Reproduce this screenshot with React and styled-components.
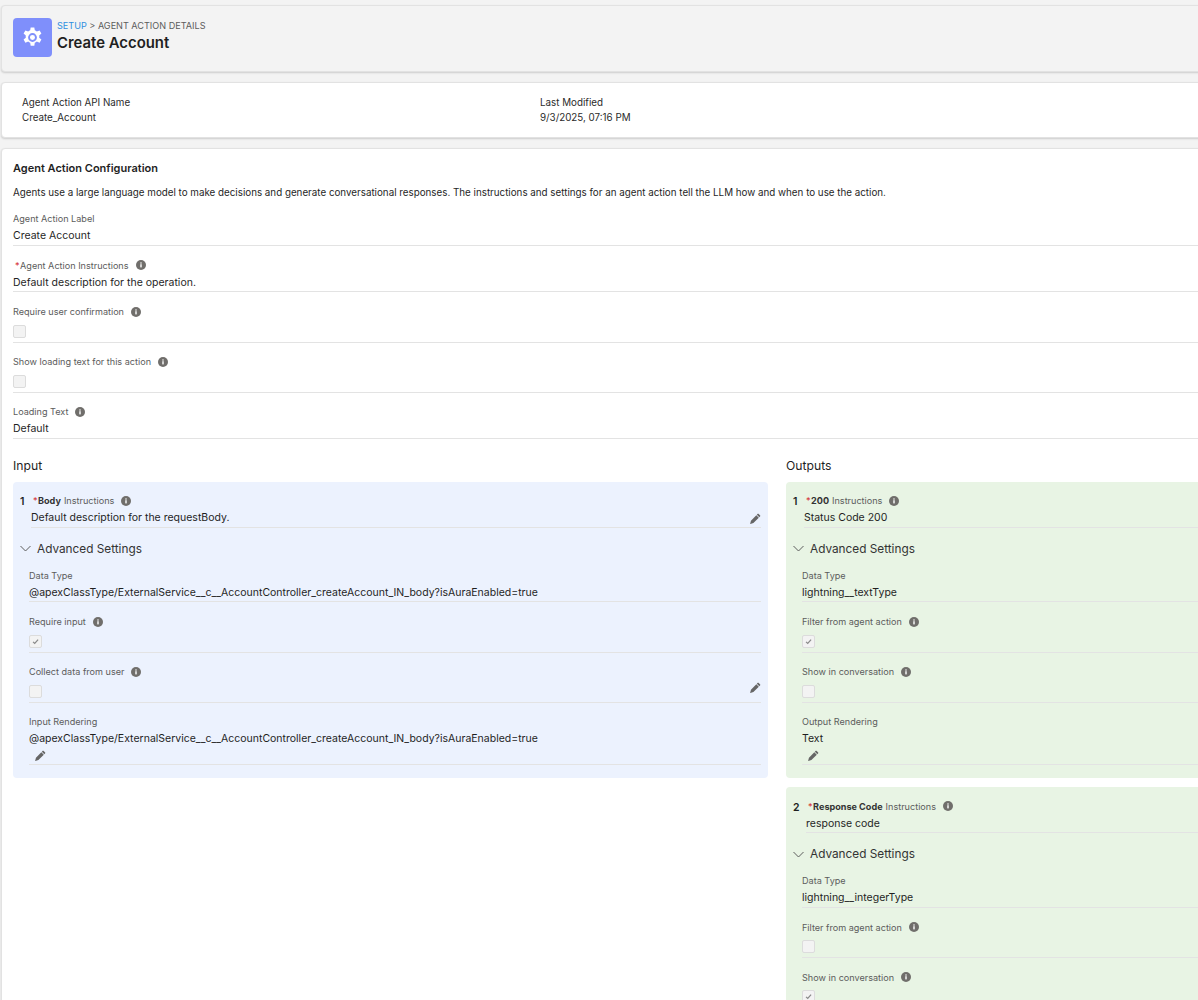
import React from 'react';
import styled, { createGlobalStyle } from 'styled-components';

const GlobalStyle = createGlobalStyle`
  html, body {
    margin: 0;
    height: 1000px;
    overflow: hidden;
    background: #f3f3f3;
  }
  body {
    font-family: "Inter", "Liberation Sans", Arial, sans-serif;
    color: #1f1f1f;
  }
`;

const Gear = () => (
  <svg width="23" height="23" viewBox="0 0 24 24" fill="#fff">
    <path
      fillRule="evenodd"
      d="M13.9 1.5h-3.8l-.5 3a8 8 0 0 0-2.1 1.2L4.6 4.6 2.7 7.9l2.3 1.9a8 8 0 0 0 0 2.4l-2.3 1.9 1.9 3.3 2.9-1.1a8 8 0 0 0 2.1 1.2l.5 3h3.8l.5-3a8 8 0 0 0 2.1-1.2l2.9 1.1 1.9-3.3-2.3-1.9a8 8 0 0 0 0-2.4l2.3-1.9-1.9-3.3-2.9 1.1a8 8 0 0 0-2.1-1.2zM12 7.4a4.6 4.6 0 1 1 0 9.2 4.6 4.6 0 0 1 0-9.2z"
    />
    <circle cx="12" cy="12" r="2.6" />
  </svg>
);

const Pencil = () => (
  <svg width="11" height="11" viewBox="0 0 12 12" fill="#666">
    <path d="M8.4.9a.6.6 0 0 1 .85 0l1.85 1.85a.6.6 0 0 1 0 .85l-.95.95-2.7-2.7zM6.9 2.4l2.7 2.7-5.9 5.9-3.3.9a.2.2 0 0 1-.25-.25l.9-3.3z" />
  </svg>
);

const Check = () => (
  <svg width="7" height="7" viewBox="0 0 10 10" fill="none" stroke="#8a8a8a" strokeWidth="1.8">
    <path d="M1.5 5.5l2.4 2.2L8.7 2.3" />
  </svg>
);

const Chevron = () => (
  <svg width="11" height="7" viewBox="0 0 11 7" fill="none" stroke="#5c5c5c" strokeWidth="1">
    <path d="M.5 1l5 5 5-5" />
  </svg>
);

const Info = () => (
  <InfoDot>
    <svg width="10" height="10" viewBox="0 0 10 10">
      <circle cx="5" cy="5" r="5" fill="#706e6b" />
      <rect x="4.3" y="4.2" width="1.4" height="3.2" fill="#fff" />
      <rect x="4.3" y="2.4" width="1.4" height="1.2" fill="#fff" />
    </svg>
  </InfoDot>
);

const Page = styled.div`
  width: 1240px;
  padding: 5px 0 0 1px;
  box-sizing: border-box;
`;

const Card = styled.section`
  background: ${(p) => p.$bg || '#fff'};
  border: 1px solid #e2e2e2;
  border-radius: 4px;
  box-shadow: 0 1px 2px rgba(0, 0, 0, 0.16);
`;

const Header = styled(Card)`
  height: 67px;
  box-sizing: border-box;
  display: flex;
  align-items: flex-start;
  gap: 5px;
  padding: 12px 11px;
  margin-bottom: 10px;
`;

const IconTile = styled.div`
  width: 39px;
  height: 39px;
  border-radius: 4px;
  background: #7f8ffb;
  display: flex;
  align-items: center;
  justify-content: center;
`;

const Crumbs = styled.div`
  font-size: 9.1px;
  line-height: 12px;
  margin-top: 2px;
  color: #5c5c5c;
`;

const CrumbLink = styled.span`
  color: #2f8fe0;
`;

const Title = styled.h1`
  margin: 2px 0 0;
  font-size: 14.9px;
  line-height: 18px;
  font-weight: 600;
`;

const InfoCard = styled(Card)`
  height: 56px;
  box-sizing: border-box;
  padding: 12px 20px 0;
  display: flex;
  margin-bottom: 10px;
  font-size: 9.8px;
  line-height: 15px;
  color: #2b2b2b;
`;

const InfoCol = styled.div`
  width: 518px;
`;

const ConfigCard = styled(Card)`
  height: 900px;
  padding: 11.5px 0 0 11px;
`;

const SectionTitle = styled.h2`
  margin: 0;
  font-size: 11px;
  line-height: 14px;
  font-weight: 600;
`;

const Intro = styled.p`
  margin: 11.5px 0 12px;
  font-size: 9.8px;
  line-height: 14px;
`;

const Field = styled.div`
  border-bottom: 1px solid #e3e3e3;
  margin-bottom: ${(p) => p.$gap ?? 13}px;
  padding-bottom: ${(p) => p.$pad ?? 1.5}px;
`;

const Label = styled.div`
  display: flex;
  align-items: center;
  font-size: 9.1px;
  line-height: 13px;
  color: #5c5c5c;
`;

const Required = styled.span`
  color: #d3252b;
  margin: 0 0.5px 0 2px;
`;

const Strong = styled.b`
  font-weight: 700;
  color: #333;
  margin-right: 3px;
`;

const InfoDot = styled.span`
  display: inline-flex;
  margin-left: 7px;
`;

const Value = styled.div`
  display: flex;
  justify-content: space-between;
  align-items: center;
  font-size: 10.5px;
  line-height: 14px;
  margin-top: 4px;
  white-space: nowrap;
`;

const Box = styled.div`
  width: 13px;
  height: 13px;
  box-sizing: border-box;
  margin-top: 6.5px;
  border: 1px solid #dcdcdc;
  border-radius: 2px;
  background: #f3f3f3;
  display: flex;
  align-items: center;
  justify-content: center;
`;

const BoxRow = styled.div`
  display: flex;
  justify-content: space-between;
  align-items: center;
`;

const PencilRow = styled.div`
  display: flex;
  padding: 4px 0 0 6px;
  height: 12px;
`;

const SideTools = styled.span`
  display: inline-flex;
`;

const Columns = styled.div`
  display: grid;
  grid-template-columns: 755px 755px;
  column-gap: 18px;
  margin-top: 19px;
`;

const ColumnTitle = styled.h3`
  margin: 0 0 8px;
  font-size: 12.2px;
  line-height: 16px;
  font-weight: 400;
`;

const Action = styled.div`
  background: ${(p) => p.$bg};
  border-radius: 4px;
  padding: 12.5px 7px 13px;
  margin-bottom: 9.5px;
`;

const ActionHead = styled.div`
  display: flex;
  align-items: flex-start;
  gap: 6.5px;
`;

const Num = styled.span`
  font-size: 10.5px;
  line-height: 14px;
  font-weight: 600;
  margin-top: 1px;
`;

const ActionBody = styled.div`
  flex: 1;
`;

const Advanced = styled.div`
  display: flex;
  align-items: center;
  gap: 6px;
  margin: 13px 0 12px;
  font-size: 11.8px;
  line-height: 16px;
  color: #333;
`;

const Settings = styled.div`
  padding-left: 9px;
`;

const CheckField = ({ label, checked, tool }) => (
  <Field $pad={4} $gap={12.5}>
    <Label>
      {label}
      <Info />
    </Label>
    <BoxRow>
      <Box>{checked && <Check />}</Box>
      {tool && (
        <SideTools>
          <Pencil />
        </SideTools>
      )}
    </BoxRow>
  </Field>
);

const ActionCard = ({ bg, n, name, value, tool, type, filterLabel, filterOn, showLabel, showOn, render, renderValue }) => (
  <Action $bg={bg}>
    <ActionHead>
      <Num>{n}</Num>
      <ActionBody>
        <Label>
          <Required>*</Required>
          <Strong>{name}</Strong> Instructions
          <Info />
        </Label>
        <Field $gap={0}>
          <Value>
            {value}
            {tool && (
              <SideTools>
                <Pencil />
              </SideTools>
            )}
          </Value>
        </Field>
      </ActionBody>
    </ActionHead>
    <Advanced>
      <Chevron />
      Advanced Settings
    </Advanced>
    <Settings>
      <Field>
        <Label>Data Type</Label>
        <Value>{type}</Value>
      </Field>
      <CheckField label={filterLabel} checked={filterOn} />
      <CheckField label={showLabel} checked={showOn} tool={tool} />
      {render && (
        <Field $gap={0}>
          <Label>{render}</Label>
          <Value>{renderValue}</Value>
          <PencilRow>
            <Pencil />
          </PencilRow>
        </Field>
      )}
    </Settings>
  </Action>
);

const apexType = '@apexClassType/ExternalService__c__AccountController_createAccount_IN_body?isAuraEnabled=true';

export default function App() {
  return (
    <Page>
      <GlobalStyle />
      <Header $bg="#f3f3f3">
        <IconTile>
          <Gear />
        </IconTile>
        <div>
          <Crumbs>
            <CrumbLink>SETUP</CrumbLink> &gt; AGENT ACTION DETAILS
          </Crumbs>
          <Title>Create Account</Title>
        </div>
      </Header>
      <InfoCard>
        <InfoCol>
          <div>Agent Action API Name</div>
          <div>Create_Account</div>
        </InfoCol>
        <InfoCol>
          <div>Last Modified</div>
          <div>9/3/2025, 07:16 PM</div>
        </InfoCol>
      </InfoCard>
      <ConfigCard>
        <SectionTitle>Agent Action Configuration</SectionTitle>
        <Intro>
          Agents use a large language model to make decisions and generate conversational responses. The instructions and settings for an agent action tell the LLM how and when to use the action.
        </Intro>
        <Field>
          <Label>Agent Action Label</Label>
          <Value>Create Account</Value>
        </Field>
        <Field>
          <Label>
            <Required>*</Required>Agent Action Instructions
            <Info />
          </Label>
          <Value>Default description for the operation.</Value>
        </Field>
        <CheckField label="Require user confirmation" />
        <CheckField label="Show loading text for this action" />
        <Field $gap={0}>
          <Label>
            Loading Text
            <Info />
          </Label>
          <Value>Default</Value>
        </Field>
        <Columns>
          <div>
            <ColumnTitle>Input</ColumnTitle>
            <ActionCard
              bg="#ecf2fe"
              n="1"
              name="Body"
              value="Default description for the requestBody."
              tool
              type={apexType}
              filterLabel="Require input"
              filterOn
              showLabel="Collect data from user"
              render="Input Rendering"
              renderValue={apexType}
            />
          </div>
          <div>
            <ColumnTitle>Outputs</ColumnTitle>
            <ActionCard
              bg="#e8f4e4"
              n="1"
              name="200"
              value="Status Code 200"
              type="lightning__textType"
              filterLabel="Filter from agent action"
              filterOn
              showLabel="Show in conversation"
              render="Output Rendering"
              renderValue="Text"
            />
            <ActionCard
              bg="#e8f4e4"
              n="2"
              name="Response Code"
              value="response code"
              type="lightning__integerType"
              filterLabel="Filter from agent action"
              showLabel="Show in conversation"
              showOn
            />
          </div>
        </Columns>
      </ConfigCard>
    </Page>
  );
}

• • •

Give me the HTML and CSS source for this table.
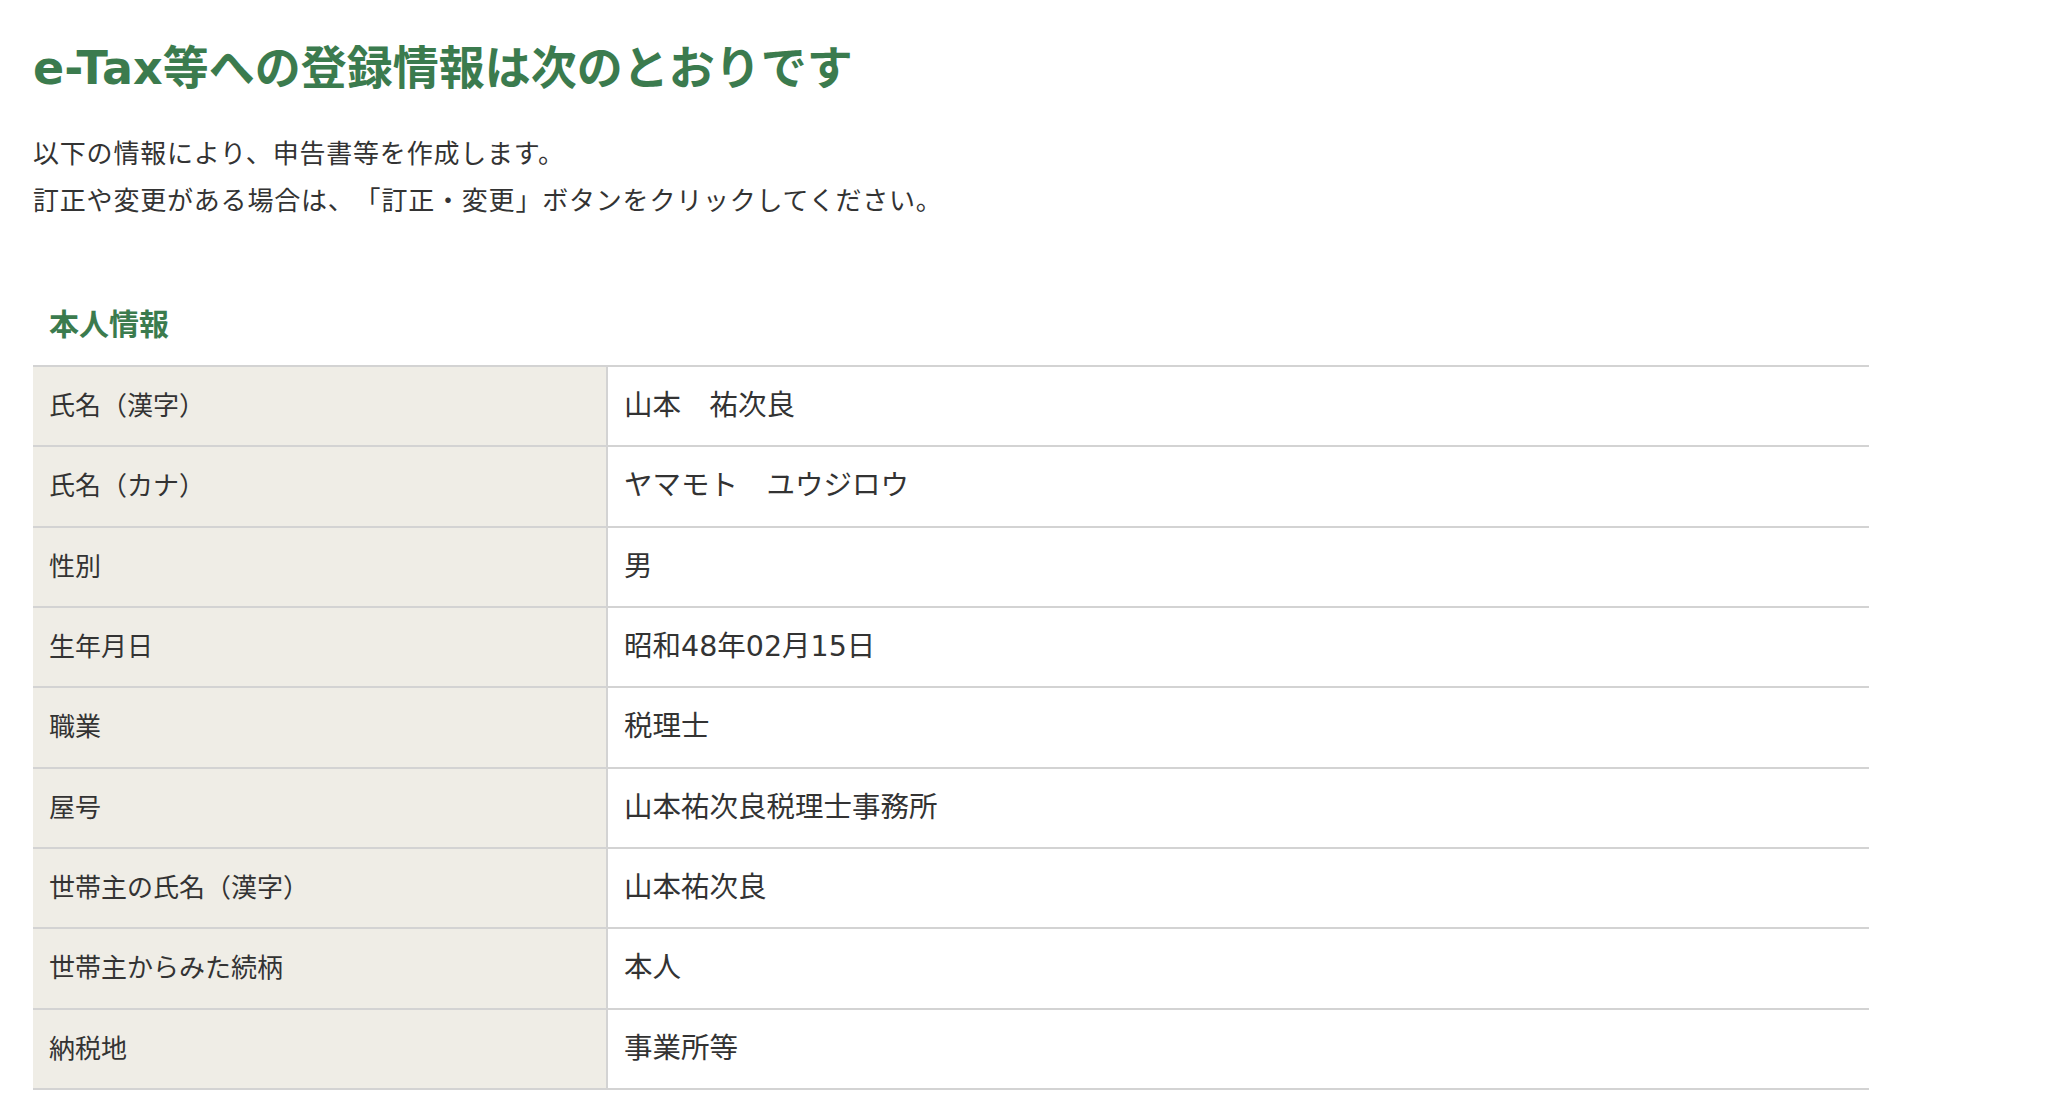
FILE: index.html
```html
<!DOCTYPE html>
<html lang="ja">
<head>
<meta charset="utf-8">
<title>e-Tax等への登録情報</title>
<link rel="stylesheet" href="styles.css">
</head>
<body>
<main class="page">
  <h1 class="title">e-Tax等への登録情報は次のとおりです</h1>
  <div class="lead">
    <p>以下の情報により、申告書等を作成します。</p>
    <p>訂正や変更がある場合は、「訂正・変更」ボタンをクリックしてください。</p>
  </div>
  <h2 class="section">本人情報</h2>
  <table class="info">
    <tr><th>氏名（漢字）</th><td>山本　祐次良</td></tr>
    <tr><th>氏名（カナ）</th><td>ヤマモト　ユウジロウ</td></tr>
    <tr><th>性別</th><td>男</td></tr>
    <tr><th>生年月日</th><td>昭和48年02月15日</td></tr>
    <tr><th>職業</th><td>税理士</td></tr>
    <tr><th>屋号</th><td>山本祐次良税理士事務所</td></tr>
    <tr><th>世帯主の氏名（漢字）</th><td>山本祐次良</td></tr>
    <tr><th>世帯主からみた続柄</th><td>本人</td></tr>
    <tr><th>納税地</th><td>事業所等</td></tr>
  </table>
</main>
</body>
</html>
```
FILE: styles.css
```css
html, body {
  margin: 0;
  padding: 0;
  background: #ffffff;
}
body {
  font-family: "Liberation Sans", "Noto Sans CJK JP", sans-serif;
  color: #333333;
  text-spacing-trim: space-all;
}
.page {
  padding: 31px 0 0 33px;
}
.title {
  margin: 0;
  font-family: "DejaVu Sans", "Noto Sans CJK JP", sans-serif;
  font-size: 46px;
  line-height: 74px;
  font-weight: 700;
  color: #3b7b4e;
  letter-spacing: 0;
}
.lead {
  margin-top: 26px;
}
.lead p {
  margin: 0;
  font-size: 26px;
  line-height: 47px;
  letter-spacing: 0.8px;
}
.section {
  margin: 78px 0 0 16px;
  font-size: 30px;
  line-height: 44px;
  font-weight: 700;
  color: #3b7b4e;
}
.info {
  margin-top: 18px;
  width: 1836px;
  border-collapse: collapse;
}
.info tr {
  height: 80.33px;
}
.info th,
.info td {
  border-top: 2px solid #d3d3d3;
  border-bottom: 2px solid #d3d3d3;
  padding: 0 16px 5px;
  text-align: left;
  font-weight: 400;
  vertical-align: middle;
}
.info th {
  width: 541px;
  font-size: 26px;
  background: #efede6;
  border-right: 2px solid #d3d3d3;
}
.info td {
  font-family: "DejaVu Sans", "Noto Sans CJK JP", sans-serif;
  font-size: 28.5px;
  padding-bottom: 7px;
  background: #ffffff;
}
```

• • •

**Goal**
Only lines with the string "components" belong in your answer; copy each one.

**Solved problem**
Reproduce this screenshot with React and styled-components.
import styled, { createGlobalStyle } from 'styled-components';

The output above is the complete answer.